|Matthew Henry's Concise Commentary|
5:1-5 Eliphaz here calls upon Job to answer his arguments. Were any of the saints or servants of God visited with such Divine judgments as Job, or did they ever behave like him under their sufferings? The term, saints, holy, or more strictly, consecrated ones, seems in all ages to have been applied to the people of God, through the Sacrifice slain in the covenant of their reconciliation. Eliphaz doubts not that the sin of sinners directly tends to their ruin. They kill themselves by some lust or other; therefore, no doubt, Job has done some foolish thing, by which he has brought himself into this condition. The allusion was plain to Job's former prosperity; but there was no evidence of Job's wickedness, and the application to him was unfair and severe.
Verse 2. - For wrath killeth the foolish man, and envy slayeth the silly one. For "wrath" and "envy "others suggest "vexaation" and "impatience" (Lee), or "vexation" and "jealousy" (Revised Version). The connection of thought seems to be, "For thou art quite foolish enough to let thy vexation and impatience prompt thee to such a course, which could only lead to thy destruction." Eliphaz is quite sure that trust in any other beside God, and appeal to any other against God, is utter folly, sinful infatuation, and must lead to the ruin of whoever indulges in it. Thus the invocation of angels receives no countenance from him, but the contrary.

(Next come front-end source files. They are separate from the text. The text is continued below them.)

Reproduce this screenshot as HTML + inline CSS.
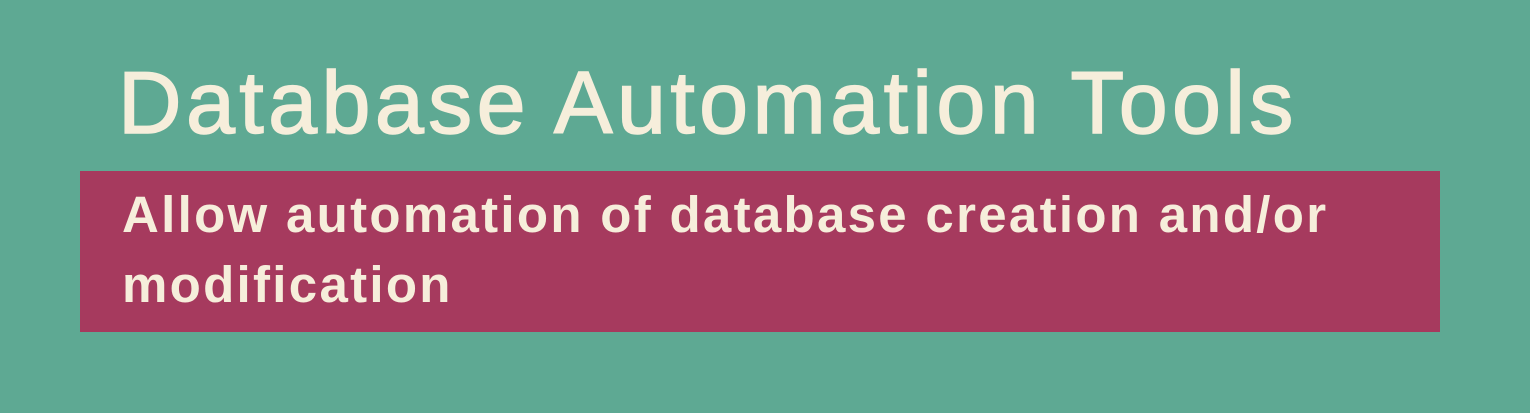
<!DOCTYPE html>
<html><head><style>
html,body{margin:0;padding:0}
body{width:1530px;height:413px;background:#5ea993;position:relative;overflow:hidden;font-family:"Liberation Sans",sans-serif;color:#f6eedb}
.t{position:absolute;left:118px;top:53px;font-size:88px;line-height:100px;white-space:nowrap;letter-spacing:4.4px;-webkit-text-stroke:1.5px #f6eedb}
.b{position:absolute;left:80px;top:171px;width:1360px;height:161px;background:#a63a5e}
.s{position:absolute;left:122px;top:180px;font-size:51px;line-height:70px;font-weight:bold;white-space:nowrap;letter-spacing:2.3px}
</style></head><body>
<div class="t">Database Automation Tools</div>
<div class="b"></div>
<div class="s">Allow automation of database creation and/or<br>modification</div>
</body></html>
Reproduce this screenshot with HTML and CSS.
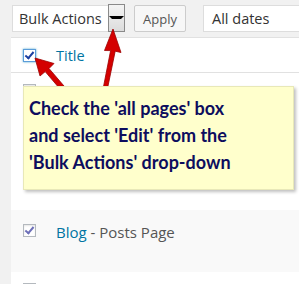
FILE: index.html
```html
<!DOCTYPE html>
<html lang="en">
  <head>
    <meta charset="UTF-8" />
    <title>Pages</title>
    <link rel="stylesheet" href="styles.css">
  </head>
  <body>
    <div class="toolbar">
      <div class="select bulk">
        <span>Bulk Actions</span>
        <div class="drop"><span class="tri"></span></div>
      </div>
      <div class="button">Apply</div>
      <div class="select dates"><span>All dates</span></div>
    </div>
    <div class="table">
      <div class="row head">
        <span class="check on"></span>
        <span class="title-link">Title</span>
      </div>
      <div class="row r1">
        <span class="check"></span>
        <span class="name"><a>About</a> — Parent Page</span>
      </div>
      <div class="row r2">
        <span class="check"></span>
      </div>
      <div class="row r3 alt">
        <span class="check on faded"></span>
        <span class="name"><a>Blog</a> - Posts Page</span>
      </div>
      <div class="row r4">
        <span class="check"></span>
      </div>
    </div>

    <svg class="arrows" width="299" height="284" viewBox="0 0 299 284">
      <g fill="#d40000" stroke="#9c0000" stroke-width="0.8" stroke-linejoin="round">
        <path d="M35 58 L54 63.5 L49 68.5 L64 86 L60 89 L45.2 71.6 L40 76 Z" />
        <path d="M113 29 L121 52.5 L115.2 51.2 L107.6 88 L103.4 87.2 L110.6 50.6 L104.5 50.5 Z" />
      </g>
    </svg>

    <div class="callout">
      Check the 'all pages' box<br />
      and select 'Edit' from the<br />
      'Bulk Actions' drop-down
    </div>
  </body>
</html>
```

FILE: styles.css
```css
body {
  margin: 0;
  width: 299px;
  height: 284px;
  overflow: hidden;
  background: #f1f1f1;
  font-family: "Open Sans", sans-serif;
  color: #444;
  position: relative;
}
.toolbar {
  display: flex;
  align-items: center;
  height: 37px;
  padding-left: 12px;
}
.select {
  height: 25px;
  background: #fff;
  border: 1px solid #ddd;
  display: flex;
  align-items: center;
  font-size: 14.5px;
  color: #333;
  box-sizing: content-box;
}
.bulk {
  width: 105px;
  padding-left: 6px;
}
.bulk span {
  flex: 1;
}
.drop {
  width: 15px;
  height: 26px;
  margin-top: -2px;
  margin-right: -1px;
  background: linear-gradient(#f4f4f4, #dcdcdc);
  border: 1px solid #8a8a8a;
  display: flex;
  align-items: center;
  justify-content: center;
}
.tri {
  width: 0;
  height: 0;
  border-left: 3px solid transparent;
  border-right: 3px solid transparent;
  border-top: 3px solid #000;
}
.button {
  margin-left: 9px;
  height: 25px;
  width: 50px;
  background: #f7f7f7;
  border: 1px solid #ccc;
  border-radius: 2px;
  font-size: 13px;
  color: #555;
  display: flex;
  align-items: center;
  justify-content: center;
}
.dates {
  margin-left: 17px;
  flex: 1;
  padding-left: 8px;
  border-right: none;
}
.table {
  margin-left: 11px;
  background: #fff;
  border-top: 1px solid #e1e1e1;
}
.row {
  display: flex;
  align-items: flex-start;
  padding-left: 12px;
  box-sizing: border-box;
}
.head {
  height: 35px;
  align-items: center;
  border-bottom: 1px solid #e1e1e1;
}
.r1 { height: 68px; padding-top: 11px; }
.r2 { height: 69px; padding-top: 11px; }
.r3 { height: 62px; padding-top: 14px; }
.r4 { height: 12px; padding-top: 11px; }
.alt { background: #f9f9f9; }
.check {
  width: 11px;
  height: 11px;
  border: 1px solid #b4b9be;
  background: #fff;
  box-shadow: inset 0 1px 2px rgba(0, 0, 0, 0.1);
  position: relative;
  flex: none;
}
.head .check {
  border-color: #5b9dd9;
  box-shadow: 0 0 2px rgba(30, 140, 190, 0.8);
}
.check.on::after {
  content: "";
  position: absolute;
  left: 3px;
  top: 0;
  width: 3px;
  height: 7px;
  border-right: 2px solid #1a3fa0;
  border-bottom: 2px solid #1a3fa0;
  transform: rotate(40deg);
}
.check.faded::after {
  border-color: #6d6fb8;
}
.title-link {
  margin-left: 20px;
  font-size: 14.5px;
  color: #0074a2;
}
.name {
  margin-left: 20px;
  font-size: 15px;
  line-height: 16px;
  color: #555;
}
.name a {
  color: #0074a2;
}
.arrows {
  position: absolute;
  left: 0;
  top: 0;
}
.callout {
  position: absolute;
  left: 23px;
  top: 86px;
  width: 264px;
  height: 94px;
  padding-left: 5px;
  padding-top: 8px;
  background: #ffffcc;
  border: 1px solid #e8e8b8;
  box-shadow: 2px 2px 3px rgba(0, 0, 0, 0.25);
  font-family: Lato, sans-serif;
  font-weight: 700;
  font-size: 18px;
  line-height: 27px;
  color: #0d0d5e;
}
```
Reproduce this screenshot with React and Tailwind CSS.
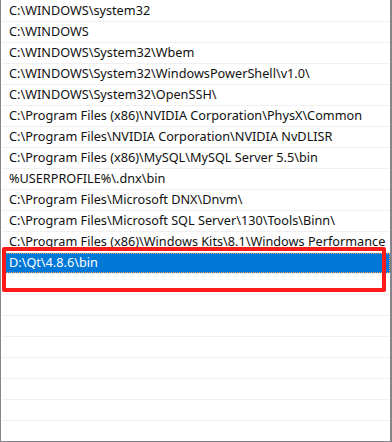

Gill's Exposition of the Entire Bible
For wrath killeth the foolish man,.... Not one that is an idiot, and destitute of common sense, and has no understanding in things natural and civil; but a wicked man, who has no knowledge of things divine and spiritual, and so foolish; which is the character of every natural man, and of God's people before conversion; and even of some professors, who are foolish virgins, and carry the lamp of a religious profession without the oil of grace; and such an one Eliphaz took Job to be, whom sooner or later the wrath of the Lord, as the Targum interprets it, which is revealed from heaven, and comes down upon the children of disobedience, would consume like devouring fire: or this may be understood of the wrath and passion of such men themselves, which sometimes rises in them to such an height, as that they die in a fit of it; or do those things which bring them to death, either by the hand of God, or by the civil magistrate:
and envy slayeth the silly one; one that is simple and void of understanding, and is easily persuaded and drawn into sin, either by his own heart, or by evil men, or by the temptations of Satan; and in whose heart envy at the prosperity of others dwells, and which insensibly preys upon him, eats up his own spirits, and is rottenness to his bones, and crumbles them into dust, Proverbs 14:30; or the word may be rendered "jealousy", or "zeal" (q), as it sometimes is, and may signify the jealousy of the Lord, zeal for his own glory, which he sometimes stirs up as a man of war, and which smokes against wicked men, and consumes them as fire, see Isaiah 42:13; Eliphaz by all this would represent and insinuate that Job was such a man, hot, passionate, and angry with God and his providence, and envious at the prosperity of others, particularly his friends; and so was a foolish and silly man, in whose breast wrath and envy rested, and would be his ruin and destruction, as he was already under slaying and killing providences.
(q) "zelus", Vatablus, Junius & Tremellius, Piscator, Schmidt, Michaelis, Schultens.
Jamieson-Fausset-Brown Bible Commentary
2. wrath … envy—fretful and passionate complaints, such as Eliphaz charged Job with (Job 4:5; so Pr 14:30). Not, the wrath of God killeth the foolish, and His envy, &c.